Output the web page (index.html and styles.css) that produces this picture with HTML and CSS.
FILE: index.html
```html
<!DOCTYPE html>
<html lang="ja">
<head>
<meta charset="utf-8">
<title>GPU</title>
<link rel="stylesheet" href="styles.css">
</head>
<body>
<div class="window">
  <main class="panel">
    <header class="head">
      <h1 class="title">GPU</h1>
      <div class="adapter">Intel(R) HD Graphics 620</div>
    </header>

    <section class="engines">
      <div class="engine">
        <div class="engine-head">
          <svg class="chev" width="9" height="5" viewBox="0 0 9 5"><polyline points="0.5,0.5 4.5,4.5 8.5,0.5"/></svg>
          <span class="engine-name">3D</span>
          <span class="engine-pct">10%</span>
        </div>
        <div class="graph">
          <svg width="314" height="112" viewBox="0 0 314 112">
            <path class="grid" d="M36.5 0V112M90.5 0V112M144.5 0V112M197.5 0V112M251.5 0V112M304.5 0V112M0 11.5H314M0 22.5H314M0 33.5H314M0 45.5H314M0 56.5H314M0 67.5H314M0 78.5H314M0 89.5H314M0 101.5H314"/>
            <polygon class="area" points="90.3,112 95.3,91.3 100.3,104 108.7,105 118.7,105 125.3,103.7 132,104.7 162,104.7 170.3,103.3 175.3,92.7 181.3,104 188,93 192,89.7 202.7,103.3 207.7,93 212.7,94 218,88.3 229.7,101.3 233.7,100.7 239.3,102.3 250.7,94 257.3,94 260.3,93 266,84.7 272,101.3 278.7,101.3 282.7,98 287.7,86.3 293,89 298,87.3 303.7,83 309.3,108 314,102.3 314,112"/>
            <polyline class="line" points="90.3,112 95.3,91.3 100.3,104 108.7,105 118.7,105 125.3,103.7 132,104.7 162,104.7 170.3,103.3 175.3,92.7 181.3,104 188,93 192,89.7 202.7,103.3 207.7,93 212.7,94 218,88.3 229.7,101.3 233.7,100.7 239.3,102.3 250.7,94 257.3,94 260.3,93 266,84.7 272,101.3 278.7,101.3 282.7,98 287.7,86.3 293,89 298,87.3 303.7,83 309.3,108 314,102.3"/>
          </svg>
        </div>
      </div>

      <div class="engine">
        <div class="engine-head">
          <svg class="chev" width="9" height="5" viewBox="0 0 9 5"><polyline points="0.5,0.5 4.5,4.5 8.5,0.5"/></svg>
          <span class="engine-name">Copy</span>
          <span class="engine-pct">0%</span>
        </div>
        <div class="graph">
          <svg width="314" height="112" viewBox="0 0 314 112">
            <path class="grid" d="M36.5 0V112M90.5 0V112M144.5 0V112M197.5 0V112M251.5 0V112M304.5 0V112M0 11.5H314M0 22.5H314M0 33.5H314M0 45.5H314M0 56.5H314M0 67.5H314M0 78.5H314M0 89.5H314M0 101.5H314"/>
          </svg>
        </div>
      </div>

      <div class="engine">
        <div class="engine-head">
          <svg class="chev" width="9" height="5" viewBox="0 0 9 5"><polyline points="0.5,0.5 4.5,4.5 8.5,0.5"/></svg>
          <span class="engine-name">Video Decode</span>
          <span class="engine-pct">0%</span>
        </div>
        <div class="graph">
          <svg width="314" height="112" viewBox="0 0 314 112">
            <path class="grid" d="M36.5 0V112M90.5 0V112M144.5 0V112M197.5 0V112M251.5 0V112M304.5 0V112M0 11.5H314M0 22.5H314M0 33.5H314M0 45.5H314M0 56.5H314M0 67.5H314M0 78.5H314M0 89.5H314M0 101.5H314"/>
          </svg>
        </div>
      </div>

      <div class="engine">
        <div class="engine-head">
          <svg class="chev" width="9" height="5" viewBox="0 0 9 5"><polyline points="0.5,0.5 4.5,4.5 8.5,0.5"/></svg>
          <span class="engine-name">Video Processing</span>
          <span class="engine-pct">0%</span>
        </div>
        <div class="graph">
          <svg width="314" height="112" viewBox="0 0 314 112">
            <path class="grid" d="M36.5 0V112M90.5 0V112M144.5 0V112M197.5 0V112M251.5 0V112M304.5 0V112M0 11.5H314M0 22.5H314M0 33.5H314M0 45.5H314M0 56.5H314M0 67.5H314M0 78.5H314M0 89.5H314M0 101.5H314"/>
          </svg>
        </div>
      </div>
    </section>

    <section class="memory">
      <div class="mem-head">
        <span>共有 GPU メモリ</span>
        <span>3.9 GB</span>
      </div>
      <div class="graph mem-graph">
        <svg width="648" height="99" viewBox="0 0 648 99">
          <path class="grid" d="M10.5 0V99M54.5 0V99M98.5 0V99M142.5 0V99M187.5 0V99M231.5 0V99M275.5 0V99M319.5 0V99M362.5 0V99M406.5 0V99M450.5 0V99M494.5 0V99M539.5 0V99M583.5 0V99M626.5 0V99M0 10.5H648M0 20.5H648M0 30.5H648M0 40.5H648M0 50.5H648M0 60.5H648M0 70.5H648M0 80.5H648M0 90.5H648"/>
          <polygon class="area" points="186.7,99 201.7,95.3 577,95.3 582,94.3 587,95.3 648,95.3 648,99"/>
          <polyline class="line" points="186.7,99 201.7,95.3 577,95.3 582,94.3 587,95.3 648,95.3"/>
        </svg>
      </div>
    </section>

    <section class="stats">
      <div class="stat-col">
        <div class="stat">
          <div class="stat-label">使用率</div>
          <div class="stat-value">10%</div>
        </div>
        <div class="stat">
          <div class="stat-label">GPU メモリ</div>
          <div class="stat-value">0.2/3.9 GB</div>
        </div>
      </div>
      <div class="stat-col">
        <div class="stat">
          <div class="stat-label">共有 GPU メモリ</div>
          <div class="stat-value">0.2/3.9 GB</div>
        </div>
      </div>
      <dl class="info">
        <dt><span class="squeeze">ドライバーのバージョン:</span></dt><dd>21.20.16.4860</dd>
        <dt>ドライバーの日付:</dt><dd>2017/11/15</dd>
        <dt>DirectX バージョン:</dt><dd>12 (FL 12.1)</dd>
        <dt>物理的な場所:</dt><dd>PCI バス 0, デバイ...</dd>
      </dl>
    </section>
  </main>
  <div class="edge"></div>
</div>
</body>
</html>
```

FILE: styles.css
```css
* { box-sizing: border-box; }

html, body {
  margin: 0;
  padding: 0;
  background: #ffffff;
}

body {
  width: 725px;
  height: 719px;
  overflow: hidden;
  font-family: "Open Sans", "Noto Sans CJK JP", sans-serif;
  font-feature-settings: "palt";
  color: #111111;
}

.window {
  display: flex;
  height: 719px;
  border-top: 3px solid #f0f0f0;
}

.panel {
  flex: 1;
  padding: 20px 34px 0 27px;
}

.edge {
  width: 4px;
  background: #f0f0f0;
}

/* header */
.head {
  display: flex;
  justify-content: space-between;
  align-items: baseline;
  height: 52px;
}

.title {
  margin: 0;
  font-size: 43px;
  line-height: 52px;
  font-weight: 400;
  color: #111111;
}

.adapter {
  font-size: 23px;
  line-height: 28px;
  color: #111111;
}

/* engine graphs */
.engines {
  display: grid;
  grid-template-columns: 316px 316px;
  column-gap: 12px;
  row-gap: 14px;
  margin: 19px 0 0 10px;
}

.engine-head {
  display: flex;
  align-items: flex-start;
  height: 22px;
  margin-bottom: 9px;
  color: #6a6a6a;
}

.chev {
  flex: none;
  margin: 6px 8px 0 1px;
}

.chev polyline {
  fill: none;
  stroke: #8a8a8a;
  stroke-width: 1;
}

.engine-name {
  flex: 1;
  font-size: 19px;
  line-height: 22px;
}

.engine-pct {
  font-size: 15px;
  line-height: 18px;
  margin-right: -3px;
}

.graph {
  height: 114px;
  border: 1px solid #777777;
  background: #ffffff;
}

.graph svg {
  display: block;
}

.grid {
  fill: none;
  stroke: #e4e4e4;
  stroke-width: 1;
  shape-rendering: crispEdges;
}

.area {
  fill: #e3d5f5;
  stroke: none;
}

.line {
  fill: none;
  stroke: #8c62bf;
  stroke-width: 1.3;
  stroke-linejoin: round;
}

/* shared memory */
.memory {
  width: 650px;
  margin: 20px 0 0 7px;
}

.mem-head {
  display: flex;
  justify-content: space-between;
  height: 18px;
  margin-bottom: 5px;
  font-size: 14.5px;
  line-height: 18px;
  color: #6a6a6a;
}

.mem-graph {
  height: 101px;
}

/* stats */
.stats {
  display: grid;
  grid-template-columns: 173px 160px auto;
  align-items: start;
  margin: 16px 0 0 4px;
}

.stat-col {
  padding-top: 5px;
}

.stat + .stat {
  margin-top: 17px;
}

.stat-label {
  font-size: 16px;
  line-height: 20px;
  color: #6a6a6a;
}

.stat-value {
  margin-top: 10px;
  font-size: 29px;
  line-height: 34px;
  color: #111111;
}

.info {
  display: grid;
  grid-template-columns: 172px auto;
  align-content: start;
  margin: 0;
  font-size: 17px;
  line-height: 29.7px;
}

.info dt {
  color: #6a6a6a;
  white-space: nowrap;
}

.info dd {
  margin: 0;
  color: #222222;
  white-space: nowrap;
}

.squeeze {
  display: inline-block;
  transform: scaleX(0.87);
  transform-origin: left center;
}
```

--

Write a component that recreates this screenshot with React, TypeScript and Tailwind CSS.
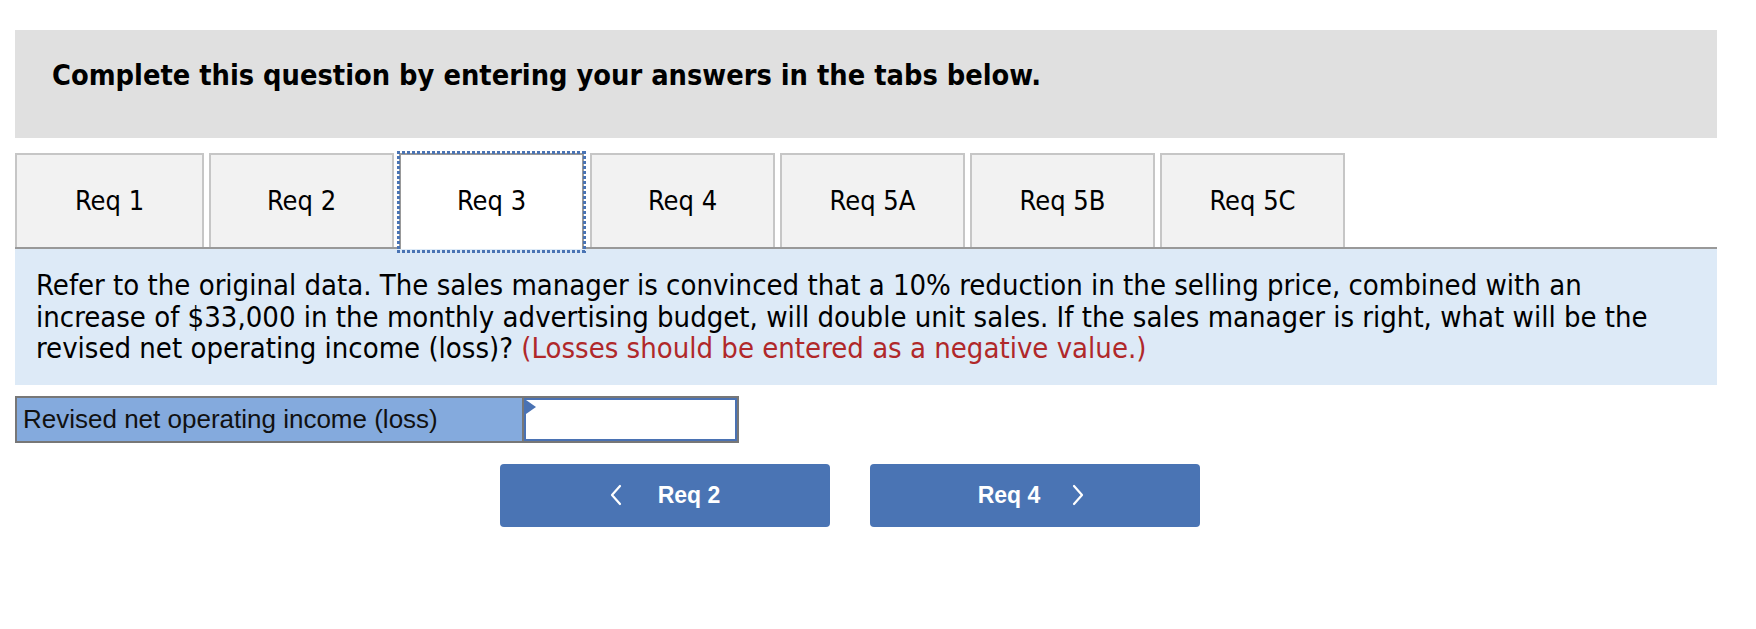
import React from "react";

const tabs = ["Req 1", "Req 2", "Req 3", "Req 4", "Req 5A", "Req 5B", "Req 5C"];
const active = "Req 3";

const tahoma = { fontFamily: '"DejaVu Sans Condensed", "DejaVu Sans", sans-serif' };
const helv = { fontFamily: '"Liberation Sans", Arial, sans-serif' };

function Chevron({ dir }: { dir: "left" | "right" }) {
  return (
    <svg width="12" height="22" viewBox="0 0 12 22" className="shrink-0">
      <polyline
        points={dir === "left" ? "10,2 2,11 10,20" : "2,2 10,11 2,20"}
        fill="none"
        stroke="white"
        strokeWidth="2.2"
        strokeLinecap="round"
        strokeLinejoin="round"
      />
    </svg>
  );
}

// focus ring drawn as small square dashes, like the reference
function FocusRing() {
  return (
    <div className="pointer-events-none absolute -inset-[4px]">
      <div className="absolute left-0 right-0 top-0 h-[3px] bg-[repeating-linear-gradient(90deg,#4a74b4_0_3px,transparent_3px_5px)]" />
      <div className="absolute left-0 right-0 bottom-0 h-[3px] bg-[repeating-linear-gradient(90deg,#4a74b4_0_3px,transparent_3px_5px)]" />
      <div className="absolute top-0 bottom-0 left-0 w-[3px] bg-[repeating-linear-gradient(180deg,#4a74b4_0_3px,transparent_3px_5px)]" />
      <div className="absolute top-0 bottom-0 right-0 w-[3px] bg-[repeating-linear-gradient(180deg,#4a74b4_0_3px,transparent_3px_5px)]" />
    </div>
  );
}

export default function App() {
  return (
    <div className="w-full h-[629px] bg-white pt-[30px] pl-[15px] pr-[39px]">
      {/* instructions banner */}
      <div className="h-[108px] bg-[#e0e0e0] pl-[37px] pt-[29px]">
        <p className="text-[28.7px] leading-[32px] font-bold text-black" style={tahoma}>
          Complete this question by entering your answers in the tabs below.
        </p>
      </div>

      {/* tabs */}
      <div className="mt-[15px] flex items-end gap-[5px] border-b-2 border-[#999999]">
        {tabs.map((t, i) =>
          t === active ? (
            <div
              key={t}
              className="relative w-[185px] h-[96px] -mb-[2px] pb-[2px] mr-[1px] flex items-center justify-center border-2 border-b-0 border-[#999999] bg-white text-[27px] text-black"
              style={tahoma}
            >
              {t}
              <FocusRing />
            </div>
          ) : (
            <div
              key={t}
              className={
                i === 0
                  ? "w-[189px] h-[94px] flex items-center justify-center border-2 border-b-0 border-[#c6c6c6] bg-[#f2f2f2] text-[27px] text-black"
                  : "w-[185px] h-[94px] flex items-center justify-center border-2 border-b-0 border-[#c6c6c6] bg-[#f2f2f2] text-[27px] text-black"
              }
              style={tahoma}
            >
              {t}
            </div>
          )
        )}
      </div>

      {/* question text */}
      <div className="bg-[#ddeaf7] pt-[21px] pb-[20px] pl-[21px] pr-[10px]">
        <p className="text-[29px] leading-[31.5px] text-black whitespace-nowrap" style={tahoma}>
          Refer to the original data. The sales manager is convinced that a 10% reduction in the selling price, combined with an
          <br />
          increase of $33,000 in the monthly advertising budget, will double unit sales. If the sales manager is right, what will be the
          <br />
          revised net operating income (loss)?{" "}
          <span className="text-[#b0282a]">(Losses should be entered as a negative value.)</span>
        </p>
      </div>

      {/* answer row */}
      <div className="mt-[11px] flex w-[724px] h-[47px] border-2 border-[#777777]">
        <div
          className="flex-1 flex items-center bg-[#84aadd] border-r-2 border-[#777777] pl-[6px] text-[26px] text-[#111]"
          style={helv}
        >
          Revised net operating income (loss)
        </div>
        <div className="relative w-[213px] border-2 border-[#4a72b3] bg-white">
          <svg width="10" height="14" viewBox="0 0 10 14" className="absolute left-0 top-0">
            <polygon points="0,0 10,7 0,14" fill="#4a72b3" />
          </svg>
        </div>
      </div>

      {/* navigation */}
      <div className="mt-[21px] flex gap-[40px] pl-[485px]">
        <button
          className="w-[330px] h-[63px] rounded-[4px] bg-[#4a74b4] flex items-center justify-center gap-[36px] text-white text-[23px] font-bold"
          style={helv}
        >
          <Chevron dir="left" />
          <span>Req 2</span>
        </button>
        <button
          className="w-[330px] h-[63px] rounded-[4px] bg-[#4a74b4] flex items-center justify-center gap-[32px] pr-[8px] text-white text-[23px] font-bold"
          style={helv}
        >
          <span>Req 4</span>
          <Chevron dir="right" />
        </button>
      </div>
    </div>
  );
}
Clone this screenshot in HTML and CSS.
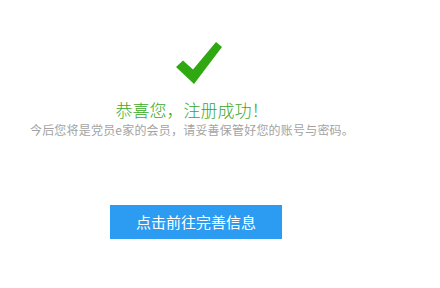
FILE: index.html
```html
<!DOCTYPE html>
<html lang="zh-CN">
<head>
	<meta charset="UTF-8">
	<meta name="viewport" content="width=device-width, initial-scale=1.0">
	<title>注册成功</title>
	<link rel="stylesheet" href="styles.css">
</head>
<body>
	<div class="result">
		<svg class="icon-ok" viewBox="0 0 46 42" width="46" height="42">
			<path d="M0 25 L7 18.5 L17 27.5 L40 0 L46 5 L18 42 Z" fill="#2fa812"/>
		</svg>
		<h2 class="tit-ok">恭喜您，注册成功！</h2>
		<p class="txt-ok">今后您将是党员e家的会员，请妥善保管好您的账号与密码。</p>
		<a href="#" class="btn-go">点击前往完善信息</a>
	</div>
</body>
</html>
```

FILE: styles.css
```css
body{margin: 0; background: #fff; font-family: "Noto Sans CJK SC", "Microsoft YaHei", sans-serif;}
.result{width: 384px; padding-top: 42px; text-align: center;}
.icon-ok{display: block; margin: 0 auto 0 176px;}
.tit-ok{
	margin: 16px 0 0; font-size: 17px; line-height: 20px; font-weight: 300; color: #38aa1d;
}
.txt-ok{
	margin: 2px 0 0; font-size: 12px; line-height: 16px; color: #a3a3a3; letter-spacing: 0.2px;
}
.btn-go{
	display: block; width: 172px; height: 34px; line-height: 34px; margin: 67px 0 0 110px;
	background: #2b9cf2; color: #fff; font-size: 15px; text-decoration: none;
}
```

**EXERCISE AIM:**
Show every line that contains the word "this".

**TASK ANSWER:**
Output the web page (index.html and styles.css) that produces this picture with HTML and CSS.
Write a component that recreates this screenshot with React, TypeScript and Tailwind CSS.
          Complete this question by entering your answers in the tabs below.
Clone this screenshot in HTML and CSS.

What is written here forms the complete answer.